Since the mid ’80s, Stewart has dispatched occasional mind-blowing postcards from the edge, a man out of time, screaming out his visions of global corruption like a Cassandra to whom only the dedicated and deranged listen. This year’s The Politics Of Envy album tipped the balance back in Stewart’s favor, thanks in part to its galaxy of stellar collaborators, including Primal Scream, Lee “Scratch” Perry, and even the legendary satanic art-movie director, Kenneth Anger.

It’s a terrific, if oddly conventional, idea to keep up that momentum with a remix album. With thrilling perversity, however, this one has been conducted, not by another A-list cast of DJ’s and mixers, but by the singer himself. Where, overall, Politics played up his pop-disco side, Exorcism is way more experimental, touching on his gnarly late-’80s industrialism in places, and throughout on his pedigree as an Adrian Sherwood-partnering scientist of dub.

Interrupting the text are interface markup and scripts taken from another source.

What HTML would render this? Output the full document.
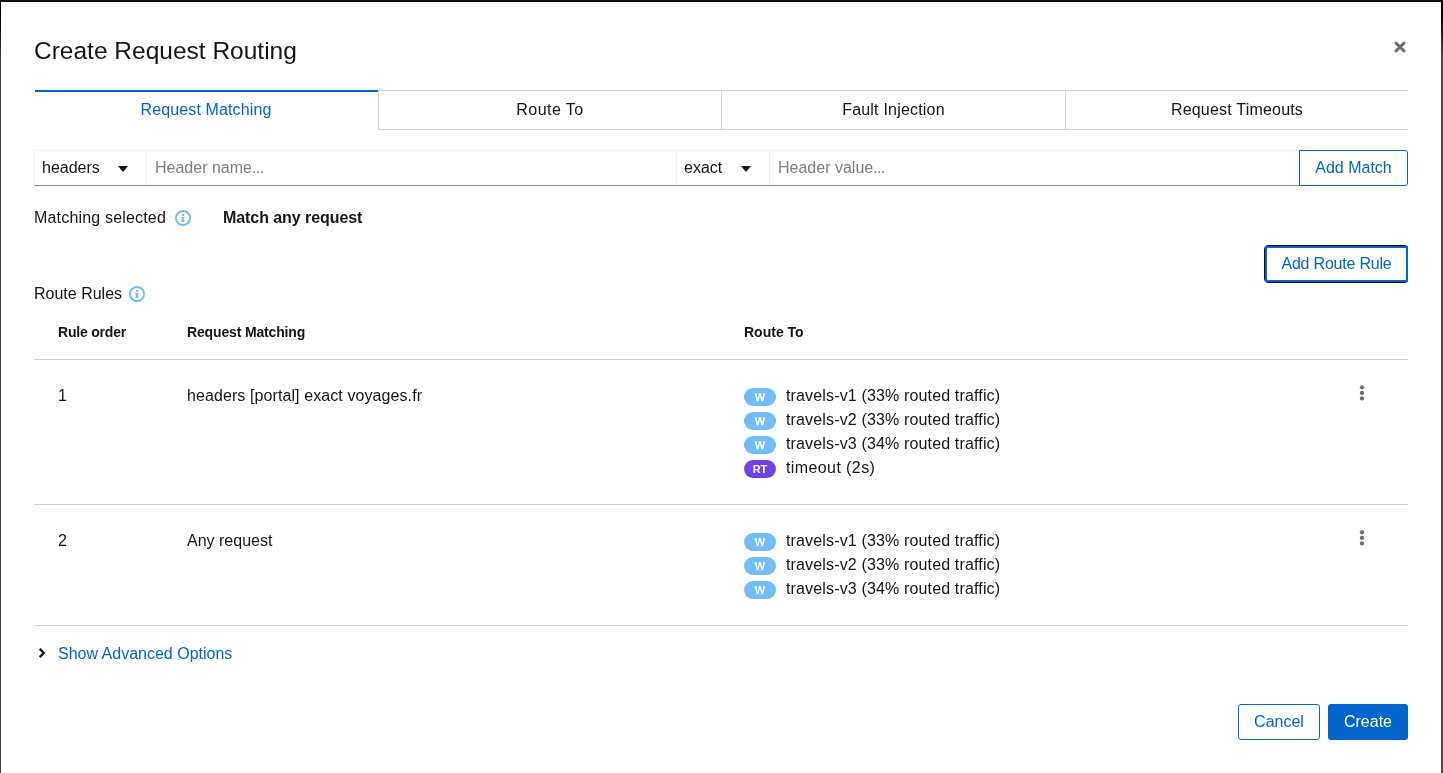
<!DOCTYPE html>
<html><head><meta charset="utf-8">
<style>
html,body{margin:0;padding:0;}
body{width:1443px;height:773px;overflow:hidden;background:#0a0a0a;position:relative;font-family:"Liberation Sans",sans-serif;color:#151515;}
#shade{position:absolute;left:0;top:0;width:1443px;height:773px;background:linear-gradient(#000 0px,#0a0a0a 60px,#3c3c3c 300px,#3c3c3c 773px);}
#modal{position:absolute;left:1px;top:2px;width:1440px;height:771px;background:#fff;}
.t{position:absolute;white-space:nowrap;line-height:20px;}
.s16{font-size:16px;}
.s14{font-size:14px;}
.blue{color:#06c;}
.hline{position:absolute;height:1px;background:#d2d2d2;}
.tab{position:absolute;top:90px;height:40px;box-sizing:border-box;border:1px solid #d2d2d2;border-right:none;text-align:center;font-size:16px;line-height:38px;}
.box{position:absolute;top:150px;height:36px;box-sizing:border-box;border:1px solid #f0f0f0;border-bottom:1px solid #8a8d90;}
.badge{position:absolute;left:744px;width:32px;height:18px;border-radius:9px;background:#73bcf7;color:#fff;font-size:11px;font-weight:bold;text-align:center;line-height:18px;}
.badge.rt{background:#6f41e8;}
.btn{position:absolute;box-sizing:border-box;border-radius:3px;font-size:16px;text-align:center;}
</style></head>
<body>
<div style="position:absolute;left:0;top:1px;width:1442px;height:1px;background:#000"></div>
<div style="position:absolute;left:0;top:1px;width:1px;height:772px;background:linear-gradient(#000 0px,#000 14px,#3a3b3e 55px)"></div>
<div style="position:absolute;left:1441px;top:1px;width:2px;height:772px;background:linear-gradient(#000 0px,#000 14px,#4a4a4a 55px)"></div>
<div id="modal"></div>
<div style="position:absolute;left:0;top:0;width:1443px;height:773px;will-change:transform">

<!-- title -->
<div class="t" style="left:34px;top:36px;font-size:24.5px;line-height:30px;">Create Request Routing</div>
<svg style="position:absolute;left:1394px;top:41px" width="12" height="12" viewBox="0 0 12 12"><path d="M2 2L10 10M10 2L2 10" stroke="#6a6e73" stroke-width="2.9" stroke-linecap="round"/></svg>

<!-- tabs -->
<div style="position:absolute;left:35px;top:90px;width:343px;height:2px;background:#06c"></div>
<div class="t s16 blue" style="left:34px;width:344px;text-align:center;top:100px;letter-spacing:0.13px;">Request Matching</div>
<div class="tab" style="left:378px;width:343px;border-left:1px solid #d2d2d2;letter-spacing:0.45px;">Route To</div>
<div class="tab" style="left:721px;width:344px;border-left:1px solid #d2d2d2;letter-spacing:0.2px;">Fault Injection</div>
<div class="tab" style="left:1065px;width:343px;border-left:1px solid #d2d2d2;letter-spacing:0.2px;">Request Timeouts</div>

<!-- match input row -->
<div class="box" style="left:34px;width:113px;"></div>
<div class="t s16" style="left:42px;top:158px;">headers</div>
<svg style="position:absolute;left:118px;top:166px" width="10" height="6" viewBox="0 0 10 6"><path d="M0 0H10L5 6Z" fill="#151515"/></svg>
<div class="box" style="left:146px;width:531px;border-left:none;"></div>
<div class="t s16" style="left:155px;top:158px;color:#7b7e82;">Header name<span style="letter-spacing:-0.6px">...</span></div>
<div class="box" style="left:676px;width:94px;"></div>
<div class="t s16" style="left:684px;top:158px;">exact</div>
<svg style="position:absolute;left:741px;top:166px" width="10" height="6" viewBox="0 0 10 6"><path d="M0 0H10L5 6Z" fill="#151515"/></svg>
<div class="box" style="left:769px;width:531px;border-left:none;"></div>
<div class="t s16" style="left:778px;top:158px;color:#7b7e82;">Header value<span style="letter-spacing:-0.6px">...</span></div>
<div class="btn blue" style="left:1299px;top:150px;width:109px;height:36px;border:1px solid #06c;line-height:34px;border-radius:0 3px 3px 0;">Add Match</div>

<!-- matching selected -->
<div class="t s16" style="left:34px;top:208px;letter-spacing:0.18px;">Matching selected</div>
<svg style="position:absolute;left:175px;top:210px" width="16" height="16" viewBox="0 0 16 16"><circle cx="8" cy="8" r="7.05" fill="none" stroke="#73bcf7" stroke-width="1.9"/><rect x="6.9" y="3.9" width="2.3" height="2" rx="0.4" fill="#73bcf7"/><path d="M6.2 7H9.2V11H9.8V12.1H6.2V11H6.9V8.1H6.2Z" fill="#73bcf7"/></svg>
<div class="t s16" style="left:223px;top:208px;font-weight:bold;letter-spacing:-0.07px;">Match any request</div>

<!-- add route rule -->
<div style="position:absolute;left:1264px;top:245px;width:144px;height:38px;overflow:hidden;"><div style="position:absolute;left:0;top:0;width:145px;height:38px;box-sizing:border-box;border:1px solid #000;border-radius:4px;"></div></div>
<div class="btn blue" style="left:1265px;top:246px;width:143px;height:36px;border:2px solid #06c;line-height:32px;letter-spacing:-0.2px;">Add Route Rule</div>

<!-- route rules -->
<div class="t s16" style="left:34px;top:284px;">Route Rules</div>
<svg style="position:absolute;left:129px;top:286px" width="16" height="16" viewBox="0 0 16 16"><circle cx="8" cy="8" r="7.05" fill="none" stroke="#73bcf7" stroke-width="1.9"/><rect x="6.9" y="3.9" width="2.3" height="2" rx="0.4" fill="#73bcf7"/><path d="M6.2 7H9.2V11H9.8V12.1H6.2V11H6.9V8.1H6.2Z" fill="#73bcf7"/></svg>

<!-- table header -->
<div class="t s14" style="left:58px;top:322px;font-weight:bold;letter-spacing:-0.2px;">Rule order</div>
<div class="t s14" style="left:187px;top:322px;font-weight:bold;letter-spacing:-0.15px;">Request Matching</div>
<div class="t s14" style="left:744px;top:322px;font-weight:bold;">Route To</div>
<div class="hline" style="left:34px;top:359px;width:1374px;"></div>

<!-- row 1 -->
<div class="t s16" style="left:58px;top:386px;">1</div>
<div class="t s16" style="left:187px;top:386px;letter-spacing:0.09px;">headers [portal] exact voyages.fr</div>
<div class="badge" style="top:388px;">W</div>
<div class="t s16" style="left:786px;top:386px;letter-spacing:0.15px;">travels-v1 (33% routed traffic)</div>
<div class="badge" style="top:412px;">W</div>
<div class="t s16" style="left:786px;top:410px;letter-spacing:0.15px;">travels-v2 (33% routed traffic)</div>
<div class="badge" style="top:436px;">W</div>
<div class="t s16" style="left:786px;top:434px;letter-spacing:0.15px;">travels-v3 (34% routed traffic)</div>
<div class="badge rt" style="top:460px;">RT</div>
<div class="t s16" style="left:786px;top:458px;letter-spacing:0.4px;">timeout (2s)</div>
<svg style="position:absolute;left:1358px;top:384px" width="8" height="18" viewBox="0 0 8 18"><circle cx="4" cy="3.3" r="2.15" fill="#6a6e73"/><circle cx="4" cy="8.9" r="2.15" fill="#6a6e73"/><circle cx="4" cy="14.4" r="2.15" fill="#6a6e73"/></svg>
<div class="hline" style="left:34px;top:504px;width:1374px;"></div>

<!-- row 2 -->
<div class="t s16" style="left:58px;top:531px;">2</div>
<div class="t s16" style="left:187px;top:531px;">Any request</div>
<div class="badge" style="top:533px;">W</div>
<div class="t s16" style="left:786px;top:531px;letter-spacing:0.15px;">travels-v1 (33% routed traffic)</div>
<div class="badge" style="top:557px;">W</div>
<div class="t s16" style="left:786px;top:555px;letter-spacing:0.15px;">travels-v2 (33% routed traffic)</div>
<div class="badge" style="top:581px;">W</div>
<div class="t s16" style="left:786px;top:579px;letter-spacing:0.15px;">travels-v3 (34% routed traffic)</div>
<svg style="position:absolute;left:1358px;top:529px" width="8" height="18" viewBox="0 0 8 18"><circle cx="4" cy="3.3" r="2.15" fill="#6a6e73"/><circle cx="4" cy="8.9" r="2.15" fill="#6a6e73"/><circle cx="4" cy="14.4" r="2.15" fill="#6a6e73"/></svg>
<div class="hline" style="left:34px;top:625px;width:1374px;"></div>

<!-- advanced -->
<svg style="position:absolute;left:37px;top:647px" width="10" height="12" viewBox="0 0 10 12"><path d="M2.7 1.9L6.8 6L2.7 10.1" fill="none" stroke="#151515" stroke-width="2.3"/></svg>
<div class="t s16 blue" style="left:58px;top:644px;">Show Advanced Options</div>

<!-- footer buttons -->
<div class="btn blue" style="left:1238px;top:704px;width:82px;height:36px;border:1px solid #06c;line-height:34px;">Cancel</div>
<div class="btn" style="left:1328px;top:704px;width:80px;height:36px;background:#06c;color:#fff;line-height:36px;">Create</div>
</div>
</body></html>
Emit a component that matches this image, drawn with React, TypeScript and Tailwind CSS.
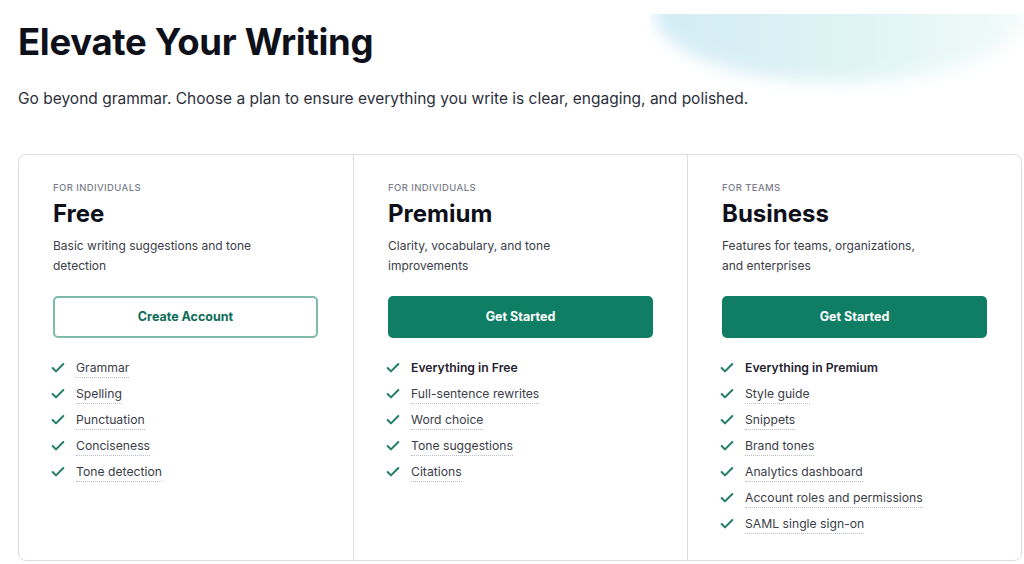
import { Check } from "lucide-react"

type Plan = {
  audience: string
  name: string
  description: string[]
  cta: string
  primary: boolean
  features: { label: string; bold?: boolean }[]
}

const plans: Plan[] = [
  {
    audience: "For individuals",
    name: "Free",
    description: ["Basic writing suggestions and tone", "detection"],
    cta: "Create Account",
    primary: false,
    features: [
      { label: "Grammar" },
      { label: "Spelling" },
      { label: "Punctuation" },
      { label: "Conciseness" },
      { label: "Tone detection" },
    ],
  },
  {
    audience: "For individuals",
    name: "Premium",
    description: ["Clarity, vocabulary, and tone", "improvements"],
    cta: "Get Started",
    primary: true,
    features: [
      { label: "Everything in Free", bold: true },
      { label: "Full-sentence rewrites" },
      { label: "Word choice" },
      { label: "Tone suggestions" },
      { label: "Citations" },
    ],
  },
  {
    audience: "For teams",
    name: "Business",
    description: ["Features for teams, organizations,", "and enterprises"],
    cta: "Get Started",
    primary: true,
    features: [
      { label: "Everything in Premium", bold: true },
      { label: "Style guide" },
      { label: "Snippets" },
      { label: "Brand tones" },
      { label: "Analytics dashboard" },
      { label: "Account roles and permissions" },
      { label: "SAML single sign-on" },
    ],
  },
]

export default function App() {
  return (
    <div className="relative h-[564px] w-[1024px] overflow-hidden bg-white font-['Inter',_'Noto_Sans',_sans-serif] text-[#0e101a]">
      {/* Decorative gradient blob */}
      <div className="absolute left-[650px] top-[14px] h-[90px] w-[374px] overflow-hidden">
        <div className="absolute -top-[72px] left-[4px] h-[140px] w-[370px] rounded-[50%] bg-gradient-to-r from-[#cbe9f4] via-[#d8f1f3] to-[#f0fbf8] opacity-85 blur-[8px]" />
      </div>

      <div className="relative px-[18px] pt-[20px]">
        <h1 className="text-[36.5px] font-bold leading-[44px] tracking-[-0.3px]">Elevate Your Writing</h1>
        <p className="mt-[24px] text-[15.5px] leading-[22px] text-[#2c2f3a]">
          Go beyond grammar. Choose a plan to ensure everything you write is clear, engaging, and polished.
        </p>

        <div className="mt-[44px] grid h-[407px] w-[1004px] grid-cols-3 rounded-[8px] border border-[#dcdde3]">
          {plans.map((plan, i) => (
            <div key={plan.name} className={`pl-[34px] pr-[34px] pt-[27px] ${i > 0 ? "border-l border-[#dcdde3]" : ""}`}>
              <div className="text-[9.5px] font-medium uppercase leading-[12px] tracking-[0.4px] text-[#7b7e8a]">
                {plan.audience}
              </div>
              <div className="mt-[5px] text-[24px] font-bold leading-[30px]">{plan.name}</div>
              <p className="mt-[7px] text-[12px] leading-[19.5px] text-[#3a3d48]">
                {plan.description[0]}
                <br />
                {plan.description[1]}
              </p>
              <button
                className={`mt-[21px] flex h-[42px] w-[265px] items-center justify-center rounded-[5px] text-[12.5px] font-bold ${
                  plan.primary
                    ? "bg-[#0f7e65] text-white"
                    : "border-2 border-solid border-[#7fb9aa] bg-white text-[#0d6b57]"
                }`}
              >
                {plan.cta}
              </button>
              <ul className="mt-[20px] flex flex-col gap-[6px]">
                {plan.features.map((f) => (
                  <li key={f.label} className="flex h-[20px] items-center">
                    <Check className="-ml-[3px] h-[16px] w-[16px] text-[#237d67]" strokeWidth={3} />
                    <span
                      className={`ml-[10px] text-[12.2px] leading-[18px] ${
                        f.bold
                          ? "font-semibold text-[#1f2230]"
                          : "border-b border-dotted border-[#b9bccb] text-[#3a3d48]"
                      }`}
                    >
                      {f.label}
                    </span>
                  </li>
                ))}
              </ul>
            </div>
          ))}
        </div>
      </div>
    </div>
  )
}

The opening “Baby Cino” reimagines “Baby Bourgeois” with all manner of police sirens, echo and FX sailing in and out of the mix. Dub logic is applied to “Stereotype”‘s rave/nu-disco revelry (“Sexorcist”); to the slow-thumping, tekknoid “Method To The Madness” in its spaced-out-I-Threes “Twisted Logic Version”; and, most corrosively, to the lumbering, Lee Perry-featuring “Gang War” on “Mirror Wars,” which briefly (and bafflingly!) switches tempo midway through into a hectic rap from Bristol’s Xacute.

But Exorcism Of Envy is not about foregrounding any one musical genre. From the gleeful electro cut-up of “Want (Greedy Greedy Beat)” to the simmering Afro-bongo re-reading of “Apocalypse Hotel,” it’s all about different musics being forced to co-exist under the same roof for a few minutes. The fact is, they get along just fine.

As with all the best dub/remix records, the original tracks’ purpose comes through louder and clearer than ever, as fragments of Stewart’s withering, wailing messages about consumerism-gone-mad and corporate greed ricochet around your cranium. Thirty-plus years on from his inception, this wild-eyed post-punk prophet is soundtrack our desperate, post-millennial times as thrillingly and inventively as anyone else out there.